Las películas con base en la rutina diaria suelen tener dos tipos de públicos. El primero busca encontrar en la ficción un retrato que espeje sus vidas con pocas o nulas variaciones, pero siempre sacando una conclusión innovadora. El segundo no puede esperar al momento en que la cotidianeidad presente un nudo, un cambio abismal que ponga al personaje rutinario de cabeza. En el caso de Pequeña flor, Santiago Mitre incluye ambas facciones de espectadores en el mundo de José. Luego de perder su trabajo, el personaje interpretado por Daniel Hendler está a punto de quedarse encarcelado en la rutina agradable de cuidar a su hija cuando un exótico vecino cambia su forma de ver las cosas.
José, que hasta el principio de la película es un hombre al que el trabajo le deja poco tiempo para sintonizarse con la rutina doméstica, con su esposa, con su hija y con la lengua de la Francia que habita, cambia cuando es interpelado por este vecino. El último es el completo antónimo de José: un hombre joven que disfruta sin vergüenza cada detalle que la vida le ofrece, especialmente su propia definición de rutina. De repente, Jose ejerce cierta acción contra su vecino que cambia el curso de las cosas, inclusive el género de la cinta. No vamos a dar detalles sobre el plot twist en cuestión, pero basta con decir que la escena generó múltiples exclamaciones de asombro en la sala. ¿Qué cosa puede ser más meritoria que sorprender a un cinéfilo en pleno siglo XXI?
Y podríamos pasar párrafos enteros elogiando aquel giro brusco de la historia, pero la cinta no quiere que nos enfoquemos en eso. Prueba de ello es que el nudo de la trama recién mencionado no es profundizado, ni busca generar un desenlace propiamente dicho. En cambio, se hace rutinario. Se vuelve un elemento más de la linealidad de José, que gracias a su vecino consigue inyectar una dosis de innovación a su cotidiana existencia.

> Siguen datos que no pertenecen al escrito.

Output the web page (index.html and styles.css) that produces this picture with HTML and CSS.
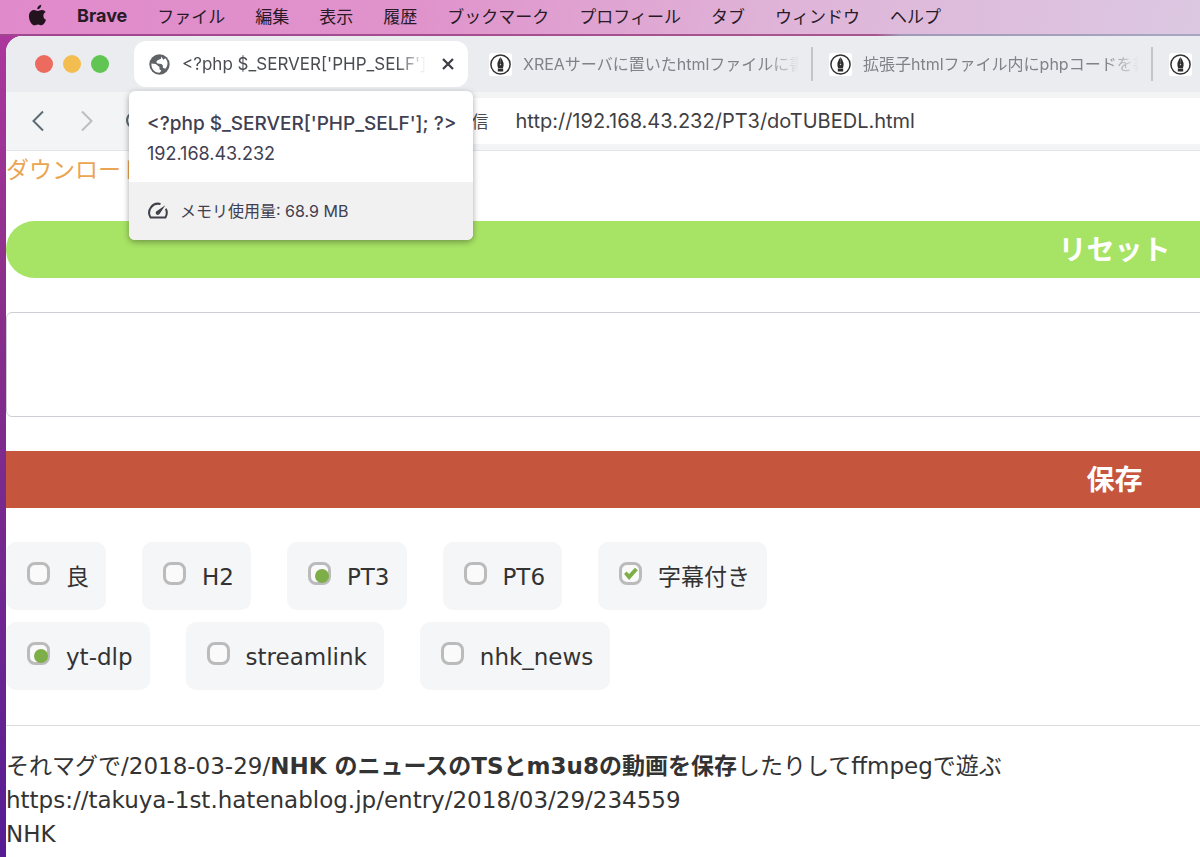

A partir del hecho, hasta el espectador más entrenado en cintas fronterizas tendrá que agudizar el ojo para entender dónde está parado, ya que la película no se deja encasillar ni prejuzgar. Tampoco permite que un elemento de la trama se haga más importante que otro, decisión que deja al consumidor de cine convencional perdido en la neblina. Cabe destacar que lo último no es una equivocación, sino un logro. Hay una sola cosa que, como cuestionamos antes, es más meritoria que sorprender a un cinéfilo, y es la posibilidad de educarlo mediante un desafío.

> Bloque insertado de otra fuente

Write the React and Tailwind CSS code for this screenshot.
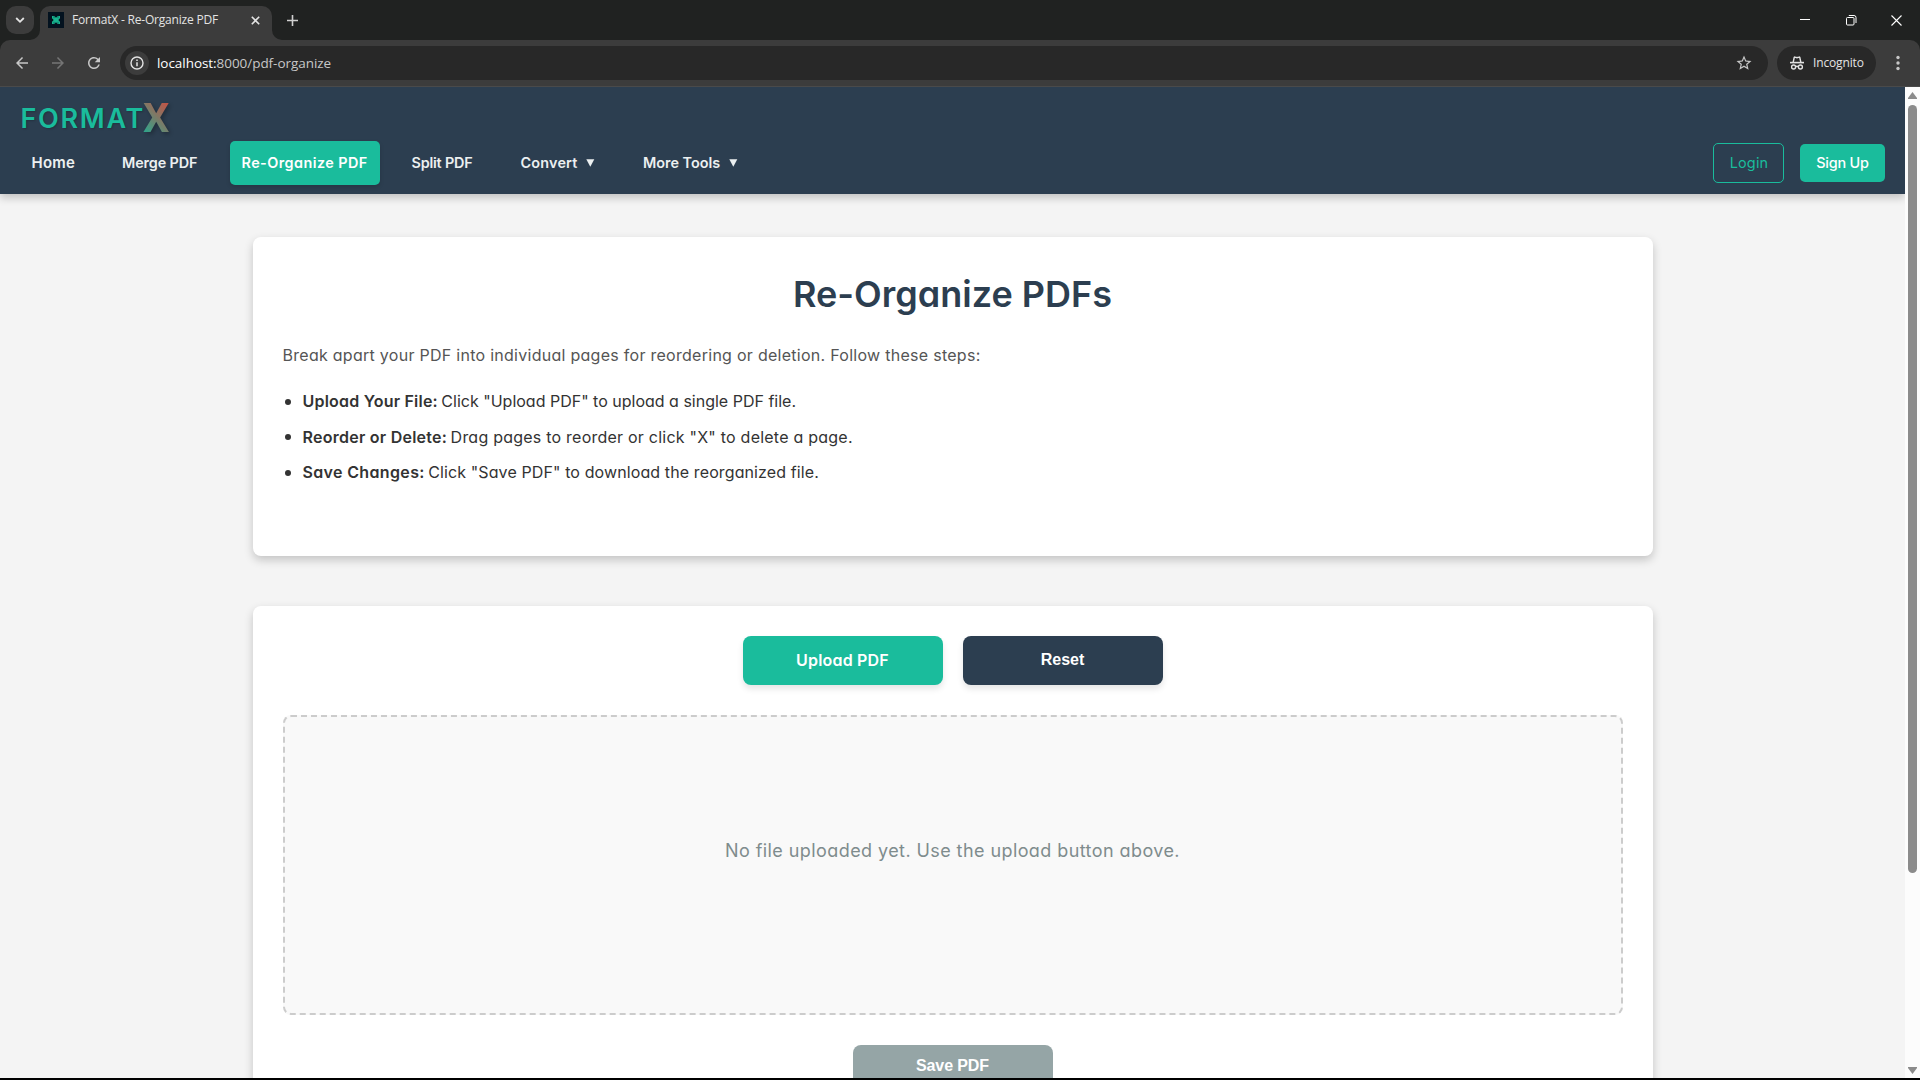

Aquello se logra mediante las recién mencionadas cintas fronterizas. Ellas son las que bordean dos o más géneros opuestos, sin inscribirse completamente en ninguno. Pequeña flor se apropia de las normas y reglas de lo real para hacerlas encajar en el más absoluto extrañamiento de las cosas. Y, aunque el procedimiento se arriesga a crear un rompecabezas encastrado a la fuerza, Santiago Mitre logra que lo poco común se haga familiar.

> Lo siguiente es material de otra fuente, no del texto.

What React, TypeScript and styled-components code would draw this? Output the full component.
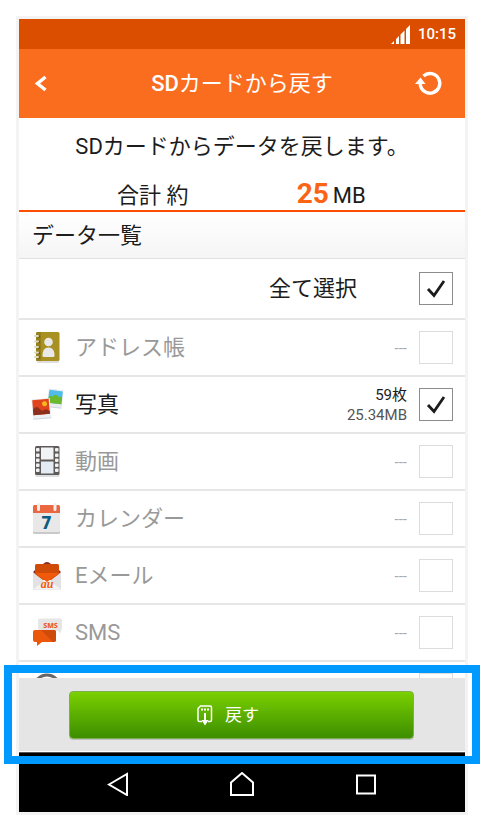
import React, { useState } from "react";
import styled, { createGlobalStyle } from "styled-components";

const GlobalStyle = createGlobalStyle`
  *, *::before, *::after { box-sizing: border-box; }
  body {
    margin: 0;
    background: #fff;
    color: #1c1c1c;
    font-family: Roboto, "Noto Sans CJK JP", sans-serif;
    font-size: 22px;
  }
  button { font: inherit; border: 0; background: none; padding: 0; cursor: pointer; }
  svg { display: block; }
`;

const Page = styled.main`
  display: flex;
  height: 100vh;
  min-height: 600px;
  padding: 16px;
`;

const Phone = styled.div`
  flex: 1;
  display: flex;
  flex-direction: column;
  min-width: 0;
  border: 3px solid #f3f3f3;
`;

const StatusBar = styled.div`
  display: flex;
  align-items: center;
  justify-content: flex-end;
  gap: 8px;
  height: 30px;
  padding-right: 9px;
  background: #db4e00;
  color: #fff;
  font-size: 15px;
  font-weight: 500;
`;

const AppBar = styled.header`
  display: grid;
  grid-template-columns: 48px 1fr 48px;
  align-items: center;
  height: 69px;
  padding: 0 12px;
  background: #fa6c1e;
  color: #fff;
`;

const Title = styled.h1`
  margin: 0;
  font-size: 22px;
  font-weight: 400;
  line-height: 34px;
  text-align: center;
`;

const Medium = styled.span`
  font-weight: 500;
`;

const IconButton = styled.button<{ $end?: boolean }>`
  display: flex;
  align-items: center;
  justify-content: ${(p) => (p.$end ? "flex-end" : "flex-start")};
  height: 48px;
  padding: 0 ${(p) => (p.$end ? "10px" : "0")} 0 0;
  color: inherit;
`;

const NavButton = styled.button`
  color: inherit;
`;

const Summary = styled.section`
  padding-top: 12px;
  border-bottom: 2px solid #ff4e00;
  text-align: center;
`;

const Lead = styled.p`
  margin: 0;
  line-height: 34px;
`;

const Total = styled.div`
  display: grid;
  grid-template-columns: 1fr 1fr;
  align-items: baseline;
  height: 46px;
  padding: 0 10%;
  line-height: 60px;
`;

const Amount = styled.strong`
  margin-right: 4px;
  color: #fa6414;
  font-size: 28px;
  font-weight: 700;
`;

const SectionTitle = styled.h2`
  margin: 0;
  padding: 1px 13px 0;
  border-bottom: 1px solid #e0e0e0;
  background: linear-gradient(#fff, #f5f5f5);
  font-size: 22px;
  font-weight: 400;
  line-height: 45px;
`;

const List = styled.ul`
  flex: 1;
  min-height: 0;
  margin: 0;
  padding: 0;
  overflow: hidden;
  list-style: none;
`;

const Row = styled.label<{ $tall?: boolean; $muted?: boolean }>`
  display: flex;
  align-items: center;
  gap: 12px;
  height: ${(p) => (p.$tall ? "61px" : "57px")};
  padding: 0 12px;
  border-bottom: 2px solid #e6e6e6;
  color: ${(p) => (p.$muted ? "#999" : "#1c1c1c")};
  line-height: 34px;
`;

const Name = styled.span`
  flex: 1;
  white-space: nowrap;
`;

const AllLabel = styled.span`
  flex: 1;
  padding-right: 50px;
  text-align: right;
`;

const Detail = styled.span`
  display: grid;
  color: #555;
  font-size: 15px;
  line-height: 20px;
  text-align: right;
`;

const Count = styled.span`
  color: #1c1c1c;
`;

const None = styled.span`
  color: #aaa;
`;

const CheckBox = styled.span`
  display: grid;
  place-items: center;
  flex: none;
  > * { grid-area: 1 / 1; }
  > svg { z-index: 1; pointer-events: none; }
`;

const CheckInput = styled.input<{ $strong: boolean }>`
  appearance: none;
  width: 34px;
  height: 33px;
  margin: 0;
  border: ${(p) => (p.$strong ? "1px solid #8c8c8c" : "1px solid #dcdcdc")};
  background: #fff;
`;

const Footer = styled.footer`
  position: relative;
  padding: 13px 51px 12px 50px;
  border-bottom: 1px solid #fff;
  background: #e5e5e5;
`;

const Highlight = styled.div`
  position: absolute;
  inset: -13px -15px;
  border: 8px solid #0099ff;
  pointer-events: none;
`;

const RestoreButton = styled.button`
  display: flex;
  align-items: center;
  justify-content: center;
  gap: 12px;
  width: 100%;
  height: 48px;
  && {
    padding-right: 27px;
    border: 1px solid #7fae4e;
    border-radius: 4px;
    background: linear-gradient(#7bd000, #3c8e00);
  }
  box-shadow: 0 1px 0 #c0c0c0;
  color: #fff;
  font-size: 17px;
  line-height: 24px;
`;

const NavBar = styled.nav`
  display: flex;
  justify-content: center;
  gap: 100px;
  padding: 19px 0 16px;
  border-top: 1px solid #555;
  background: #000;
  color: #fff;
`;

const Glyph = ({ children, width = 32, height = 33 }: { children: React.ReactNode; width?: number; height?: number }) => (
  <svg width={width} height={height} viewBox={`0 0 ${width} ${height}`} fill="none" aria-hidden="true">
    {children}
  </svg>
);

const AddressIcon = () => (
  <Glyph>
    <rect x="6" y="3" width="22" height="29" rx="1.5" fill="#dedede" />
    <rect x="5" y="1" width="23.5" height="29" rx="1.5" fill="#a89122" />
    <path d="M5 2.500Q5 1 6.500 1H10v29H6.500Q5 30 5 28.500z" fill="#96801a" />
    {[5, 10.5, 16, 21.5, 26].map((y) => (
      <g key={y}>
        <circle cx="8" cy={y + 0.5} r="1.2" fill="#6f5f10" />
        <path d={`M4 ${y}H7`} stroke="#dcd9c4" strokeWidth="2" strokeLinecap="round" />
      </g>
    ))}
    <circle cx="17.500" cy="11" r="4.300" fill="#e9e9ea" />
    <path d="M11.500 24.500c0-5 2-8 6-8s6 3 6 8q0 1.500-1.500 1.500h-9q-1.500 0-1.500-1.500z" fill="#e9e9ea" />
  </Glyph>
);

const PhotoIcon = () => (
  <Glyph>
    <g transform="rotate(7 24 10)">
      <rect x="17" y="1.500" width="14.500" height="18.500" fill="#cdd5da" />
      <rect x="17" y="1.500" width="14.500" height="17.500" fill="#e9edf0" />
      <rect x="17.500" y="2.500" width="13.500" height="13" fill="#50bce8" />
      <path d="M17.500 10q2-3 4-1 1-3 4-2 2 0 2 2 2-2 3.500 0v6.500h-13.500z" fill="#6cb92d" />
    </g>
    <g transform="rotate(-5 10 21)">
      <rect x="1.500" y="11" width="18" height="20" fill="#ccd7de" />
      <rect x="1.500" y="11" width="18" height="19" fill="#edf1f4" />
      <rect x="2" y="11.500" width="16.500" height="15" fill="#e0441e" />
      <path d="M2 21q3-4 6-1l3 3 2-1q3-1 5.500 2v2.500H2z" fill="#8c2f1b" />
      <circle cx="14" cy="16" r="2.500" fill="#f6b51f" />
    </g>
  </Glyph>
);

const FilmIcon = () => (
  <Glyph>
    <rect x="4.500" y="29" width="24" height="3" rx="1" fill="#dedede" />
    <rect x="4" y="1" width="24.500" height="29" rx="1.500" fill="#5e5a59" />
    <rect x="10" y="2.500" width="12.500" height="12" fill="#f1f3f4" />
    <rect x="10" y="16.500" width="12.500" height="12" fill="#e2ecf2" />
    {[3, 8.5, 13.5, 18.5, 23.5].map((y) => (
      <g key={y} fill="#f1f1f1">
        <rect x="5" y={y} width="3.500" height="3.600" rx="0.800" />
        <rect x="24" y={y} width="3.500" height="3.600" rx="0.800" />
      </g>
    ))}
  </Glyph>
);

const CalendarIcon = () => (
  <Glyph>
    <rect x="2" y="6" width="27" height="26" rx="1.500" fill="#c9c9c9" />
    <rect x="2" y="3" width="27" height="27" rx="1.500" fill="#e8e8e8" />
    <path d="M2 11V4.500Q2 3 3.500 3h24Q29 3 29 4.500V11z" fill="#ea6740" />
    <path d="M7.500 2.500v5M24 2.500v5" stroke="#f0eeee" strokeWidth="3" strokeLinecap="round" />
    <text x="15.500" y="27" textAnchor="middle" fontFamily="Noto Sans, sans-serif" fontSize="17" fontWeight="800" fill="#0b5a80">7</text>
  </Glyph>
);

const MailIcon = () => (
  <Glyph>
    <path d="M12 5l2-1.500q2-1 4 0L20 5zM2 13l3-3v6zM30 13l-3-3v6z" fill="#8a2a22" />
    <rect x="4" y="5" width="24" height="16" rx="1.500" fill="#cf4b06" />
    <path d="M2 13.500L16 24l14-10.500V29.500q0 1.500-1.500 1.500h-25Q2 31 2 29.500z" fill="#e2e2e4" />
    <path d="M2 30.500L16 20l14 10.500z" fill="#f4f4f5" />
    <path d="M4 14h24L16 23z" fill="#f05a0a" />
    <text x="16" y="29" textAnchor="middle" fontFamily="Liberation Serif, serif" fontStyle="italic" fontWeight="700" fontSize="12" fill="#f05a0a">au</text>
  </Glyph>
);

const SmsIcon = () => (
  <Glyph>
    <path d="M9 2.500h20q2 0 2 2v8q0 2-1 2v3l-4-3H9q-2 0-2-2v-8q0-2 2-2z" fill="#e6e6e7" />
    <text x="19.500" y="12" textAnchor="middle" fontFamily="Noto Sans, sans-serif" fontWeight="800" fontSize="7" fill="#ea5a1c">SMS</text>
    <path d="M4 14h19q2 0 2 2v8q0 2-2 2H11l-5 4v-4H4q-2 0-2-2v-8q0-2 2-2z" fill="#eb570b" />
    <path d="M10 14h13q2 0 2 2v8q0 2-2 2h-1z" fill="#cf4b0b" />
  </Glyph>
);

const RingIcon = () => (
  <Glyph>
    <circle cx="16" cy="15" r="13" stroke="#666" strokeWidth="3" />
  </Glyph>
);

type Item = { id: string; name: string; icon: React.ReactNode; count?: string; size?: string };

const ITEMS: Item[] = [
  { id: "address", name: "アドレス帳", icon: <AddressIcon /> },
  { id: "photo", name: "写真", icon: <PhotoIcon />, count: "59枚", size: "25.34MB" },
  { id: "video", name: "動画", icon: <FilmIcon /> },
  { id: "calendar", name: "カレンダー", icon: <CalendarIcon /> },
  { id: "mail", name: "Eメール", icon: <MailIcon /> },
  { id: "sms", name: "SMS", icon: <SmsIcon /> },
  { id: "more", name: "", icon: <RingIcon /> },
];

const Check = ({ enabled, checked, onToggle }: { enabled: boolean; checked: boolean; onToggle: () => void }) => (
  <CheckBox>
    <CheckInput type="checkbox" $strong={enabled} disabled={!enabled} checked={checked} onChange={onToggle} />
    {checked && (
      <Glyph width={20} height={19}>
        <path d="M2 10l6 6.500L18 2" stroke="#1c1c1c" strokeWidth="2.800" />
      </Glyph>
    )}
  </CheckBox>
);

export default function App() {
  const [checked, setChecked] = useState(true);
  const toggle = () => setChecked((value) => !value);

  return (
    <>
      <GlobalStyle />
      <Page>
        <Phone>
          <StatusBar>
            <Glyph width={20} height={19}>
              <path d="M1 19l3-3v3zM6 19v-5l3-3v8zM10.500 19V9.500l4-4V19zM16 19V4l4-4v19z" fill="#fff" />
            </Glyph>
            <span>10:15</span>
          </StatusBar>
          <AppBar>
            <IconButton aria-label="戻る">
              <Glyph width={20} height={20}>
                <path d="M14.500 3L6.500 9.500l8 6.500" stroke="currentColor" strokeWidth="3.500" />
              </Glyph>
            </IconButton>
            <Title><Medium>SD</Medium>カードから戻す</Title>
            <IconButton aria-label="更新" $end>
              <Glyph width={28} height={26}>
                <path d="M8.500 5A9.800 9.800 0 1 1 5.200 12.500" stroke="currentColor" strokeWidth="3.400" />
                <path d="M0 13L5.500 6.500l5 6.500z" fill="currentColor" />
              </Glyph>
            </IconButton>
          </AppBar>
          <Summary>
            <Lead>SDカードからデータを戻します。</Lead>
            <Total>
              <span>合計 約</span>
              <span><Amount>25</Amount>MB</span>
            </Total>
          </Summary>
          <SectionTitle>データ一覧</SectionTitle>
          <Row $tall>
            <AllLabel>全て選択</AllLabel>
            <Check enabled checked={checked} onToggle={toggle} />
          </Row>
          <List>
            {ITEMS.map((item) => (
              <li key={item.id}>
                <Row $muted={!item.count}>
                  {item.icon}
                  <Name>{item.name}</Name>
                  {item.name && (
                    <Detail>
                      {item.count ? (
                        <>
                          <Count>{item.count}</Count>
                          <span>{item.size}</span>
                        </>
                      ) : (
                        <None>---</None>
                      )}
                    </Detail>
                  )}
                  <Check enabled={!!item.count} checked={!!item.count && checked} onToggle={toggle} />
                </Row>
              </li>
            ))}
          </List>
          <Footer>
            <RestoreButton>
              <Glyph width={16} height={21}>
                <path d="M5 16.500H2.500Q1 16.500 1 15V3.500L3.500 1H13q1.500 0 1.500 1.500V15q0 1.500-1.500 1.500h-2" stroke="#fff" strokeWidth="1.500" />
                <path d="M4 4.500h2M7 4.500h2M10 4.500h2" stroke="#fff" strokeWidth="2" />
                <path d="M7 8h2v7h2.500L8 20.500 4.500 15H7z" fill="#fff" />
              </Glyph>
              <span>戻す</span>
            </RestoreButton>
            <Highlight />
          </Footer>
          <NavBar>
            <NavButton aria-label="前へ">
              <Glyph width={24} height={24}>
                <path d="M3 12.500L21 2v21z" stroke="currentColor" strokeWidth="2" />
              </Glyph>
            </NavButton>
            <NavButton aria-label="ホーム">
              <Glyph width={24} height={24}>
                <path d="M1 23V10.500L12 1l11 9.500V23z" stroke="currentColor" strokeWidth="2" />
              </Glyph>
            </NavButton>
            <NavButton aria-label="履歴">
              <Glyph width={24} height={24}>
                <rect x="3" y="3.500" width="18" height="18" stroke="currentColor" strokeWidth="2" />
              </Glyph>
            </NavButton>
          </NavBar>
        </Phone>
      </Page>
    </>
  );
}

Más allá de la trama fresca, la cinta destaca por sus otros puntos fuertes. Uno de los más importantes es su poder de generar identificación en lo que refiere a la vida en pareja cuando la atraviesa la maternidad. Acá es indispensable mencionar las excelentes construcciones de personajes de Daniel Hendler y Vimala Pons, que se complementan por sus diferencias. La música también hace su aporte reforzando lo visual, desde la que acompaña a los personajes hasta la que es protagonista, como la canción de Sidney Bechet. Este todo formado por la suma de sus partes que es Pequeña flor es más que recomendable para cualquier público, pero especialmente para aquel que quiera crecer como espectador.